印度,拥有比肩中国的人口规模、更为年轻化的人口结构、广袤的市场腹地、趋于完善的电子产业链、更为发达的软件信息产业以及与欧美接轨的语言能力等,这些都是让印度初步具备成为下一个世界工厂的良好资质。虽然印度的基础设施条件不甚良好,且社会、宗教环境复杂,但近年来,印度政府政策频出,特别是从“中国产业替代政策”中可以明显看出改善与激励,以“印度制造”取代“中国制造”的雄心。IMF(国际货币基金组织)预测2022年印度GDP增速为8.2%,且在未来一段时期内将持续高于中国。
但是,制造业加速向越南和印度转移,某种程度上来说,对中国而言既是挑战,也是机遇。
中国拥有世界上最齐全的工业体系与供应链网络,也拥有最大规模的市场,在制造业转移空心化的风险面前也并不是脆弱得不堪一击。中国制造业在如何在面临越南、印度等国家制造规模不断扩张的危机同时维持自身竞争优势并实现制造出口规模的稳步增长,已成为应对溢出风险的关键所在。制造企业应深入推进数字化转型与智能制造,借助数字技术驱动生产、研发、运营与管理模式的变革,拓展技术研发创新的能力、生产方式变革的能力以及组织管理再造的能力,从而全面提升研发、生产、运营、管理等业务环节的效率,实现企业商业模式和价值体系的重构,增强企业的核心竞争力。
同时,制造企业应加速向服务化转型以发展企业的“第二增长曲线”。企业从低附加价值领域的生产、组装环节向高附加价值领域的产品研发、售后等服务环节不断延伸,占据产业链高附加价值环节,如此也就无需再过分担忧产业里中低端加工制造环节的转移与供应链溢出了。正如2021年《全球价值链发展报告:超越生产》中指出,附加值越来越多的产生于制造业之外,不仅要从制造业生产的角度来看待全球价值链,还要从要素收入角度的无形资产、数字平台、知识产权等生产以外的服务贸易来看待全球价值链。例如以要素收入衡量贸易,美中贸易逆差较商品差额减少了三分之一。

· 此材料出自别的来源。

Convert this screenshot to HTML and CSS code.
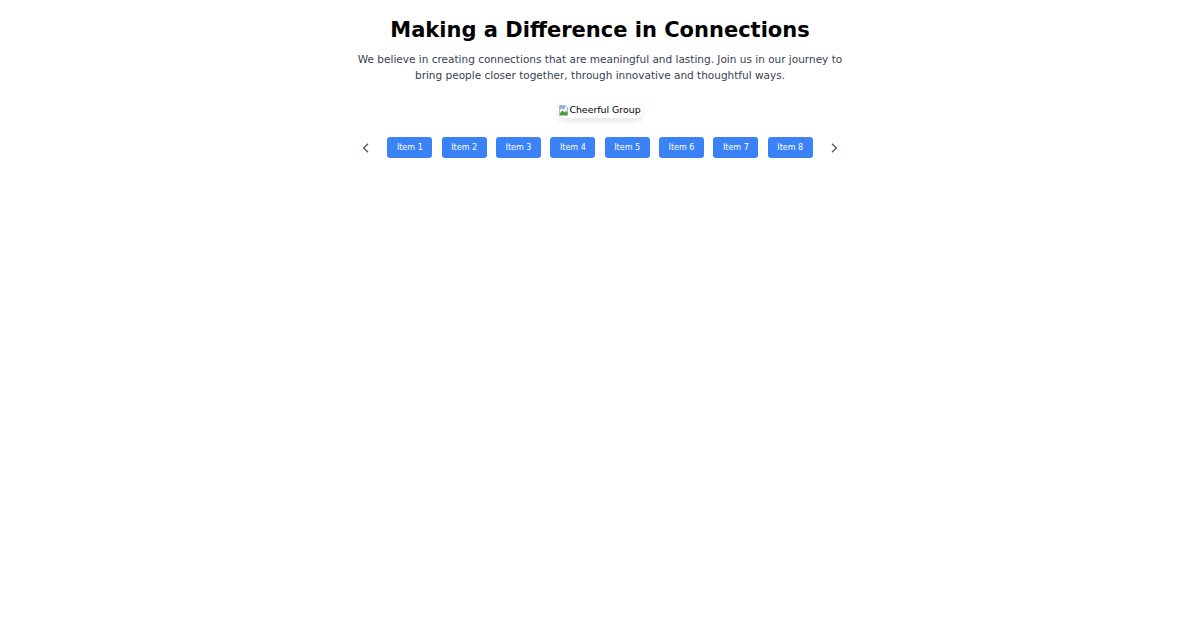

此外,全球化经济环境下,国家之间的关系是竞争与合作并存。印度2021年从中国进口突破975亿美元,创出新高,约占其进口总额的17%;而越南进口总额的33%来自中国内地。在中国制造业外迁的过程中,也是中国企业“走出去”的拓疆之旅。例如,越来越多的中国制造企业因为劳动力成本、关税等方面的考虑,纷纷主动在越南、印度等国家投资建厂生产或转移中成品组装环节进行转口贸易,这也意味着以中国为中心的制造业供应链网络规模在不断扩大,中国制造企业正在通过生产外迁的方式不断寻求更加优化的发展路径与机遇。
如果说供应链溢出是无法回避的客观规律,那么疫情、地缘政治冲突等都只是加速中国制造业转移的助推器。诚然,忧患意识是企业生存发展不可缺少的文化精神,但企业也更应当看到危险背后的机遇,汲取转危为机的勇气,审慎对待制造业供应链的转移,加速推进数字化转型与智能制造,积极向服务型企业迈进,谋求发展自身核心竞争优势以增强应对外部危机的能力。